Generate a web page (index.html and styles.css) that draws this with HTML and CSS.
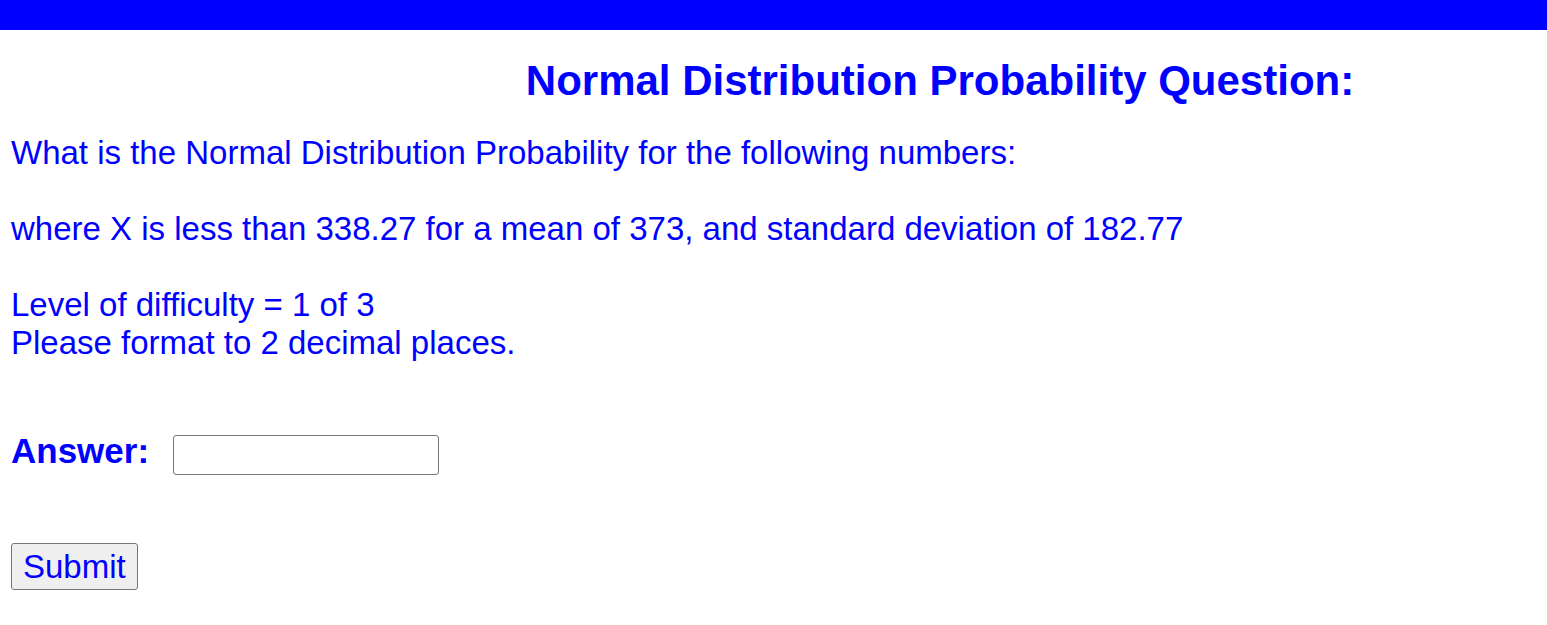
FILE: index.html
```html
<!DOCTYPE html>
<html lang="en">
<head>
<meta charset="utf-8">
<title>Normal Distribution Probability Question</title>
<link rel="stylesheet" href="styles.css">
</head>
<body>
<div class="topbar"></div>
<h1 class="title">Normal Distribution Probability Question:</h1>
<div class="content">
  <p class="question">What is the Normal Distribution Probability for the following numbers:<br><br>where X is less than 338.27 for a mean of 373, and standard deviation of 182.77<br><br>Level of difficulty = 1 of 3<br>Please format to 2 decimal places.</p>
  <form class="answer-form" onsubmit="return false;">
    <div class="answer-row">
      <label class="answer-label" for="answer">Answer:</label>
      <input class="answer-input" id="answer" type="text">
    </div>
    <button class="submit-btn" type="submit">Submit</button>
  </form>
</div>
</body>
</html>
```

FILE: styles.css
```css
html, body {
  margin: 0;
  padding: 0;
  background: #ffffff;
}

body {
  font-family: "Liberation Sans", Arial, sans-serif;
  color: #0000ff;
}

.topbar {
  height: 30px;
  background: #0000ff;
}

.title {
  margin: 27px 0 0 0;
  padding-left: 333px;
  text-align: center;
  font-size: 42px;
  font-weight: bold;
  line-height: 48px;
}

.content {
  padding: 0 11px;
}

.question {
  margin: 29px 0 0 0;
  font-size: 33px;
  line-height: 38px;
}

.answer-form {
  margin: 0;
}

.answer-row {
  display: flex;
  align-items: flex-start;
  margin-top: 69px;
}

.answer-label {
  font-size: 35px;
  font-weight: bold;
  line-height: 39px;
}

.answer-input {
  box-sizing: border-box;
  width: 266px;
  height: 40px;
  margin: 4px 0 0 24px;
  border: 1px solid #767676;
  border-radius: 3px;
  background: #ffffff;
  padding: 0 4px;
  font-family: "Liberation Sans", Arial, sans-serif;
  font-size: 20px;
}

.submit-btn {
  display: block;
  box-sizing: border-box;
  height: 47px;
  margin-top: 68px;
  padding: 0 11px;
  border: 1px solid #767676;
  border-radius: 3px;
  background: #efefef;
  color: #0000ff;
  font-family: "Liberation Sans", Arial, sans-serif;
  font-size: 33px;
  line-height: 38px;
}
```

◆ ◆ ◆ ◆ ◆

* Stated goal
Leave out the pictures and print every line of the data exactly.

* The output
Generate a web page (index.html and styles.css) that draws this with HTML and CSS.
FILE: index.html
```html
<!DOCTYPE html>
<html lang="en">
<head>
<meta charset="utf-8">
<title>Normal Distribution Probability Question</title>
<link rel="stylesheet" href="styles.css">
</head>
<body>
<div class="topbar"></div>
<h1 class="title">Normal Distribution Probability Question:</h1>
<div class="content">
  <p class="question">What is the Normal Distribution Probability for the following numbers:<br><br>where X is less than 338.27 for a mean of 373, and standard deviation of 182.77<br><br>Level of difficulty = 1 of 3<br>Please format to 2 decimal places.</p>
  <form class="answer-form" onsubmit="return false;">
    <div class="answer-row">
      <label class="answer-label" for="answer">Answer:</label>
      <input class="answer-input" id="answer" type="text">
    </div>
    <button class="submit-btn" type="submit">Submit</button>
  </form>
</div>
</body>
</html>
```

FILE: styles.css
```css
html, body {
  margin: 0;
  padding: 0;
  background: #ffffff;
}

body {
  font-family: "Liberation Sans", Arial, sans-serif;
  color: #0000ff;
}

.topbar {
  height: 30px;
  background: #0000ff;
}

.title {
  margin: 27px 0 0 0;
  padding-left: 333px;
  text-align: center;
  font-size: 42px;
  font-weight: bold;
  line-height: 48px;
}

.content {
  padding: 0 11px;
}

.question {
  margin: 29px 0 0 0;
  font-size: 33px;
  line-height: 38px;
}

.answer-form {
  margin: 0;
}

.answer-row {
  display: flex;
  align-items: flex-start;
  margin-top: 69px;
}

.answer-label {
  font-size: 35px;
  font-weight: bold;
  line-height: 39px;
}

.answer-input {
  box-sizing: border-box;
  width: 266px;
  height: 40px;
  margin: 4px 0 0 24px;
  border: 1px solid #767676;
  border-radius: 3px;
  background: #ffffff;
  padding: 0 4px;
  font-family: "Liberation Sans", Arial, sans-serif;
  font-size: 20px;
}

.submit-btn {
  display: block;
  box-sizing: border-box;
  height: 47px;
  margin-top: 68px;
  padding: 0 11px;
  border: 1px solid #767676;
  border-radius: 3px;
  background: #efefef;
  color: #0000ff;
  font-family: "Liberation Sans", Arial, sans-serif;
  font-size: 33px;
  line-height: 38px;
}
```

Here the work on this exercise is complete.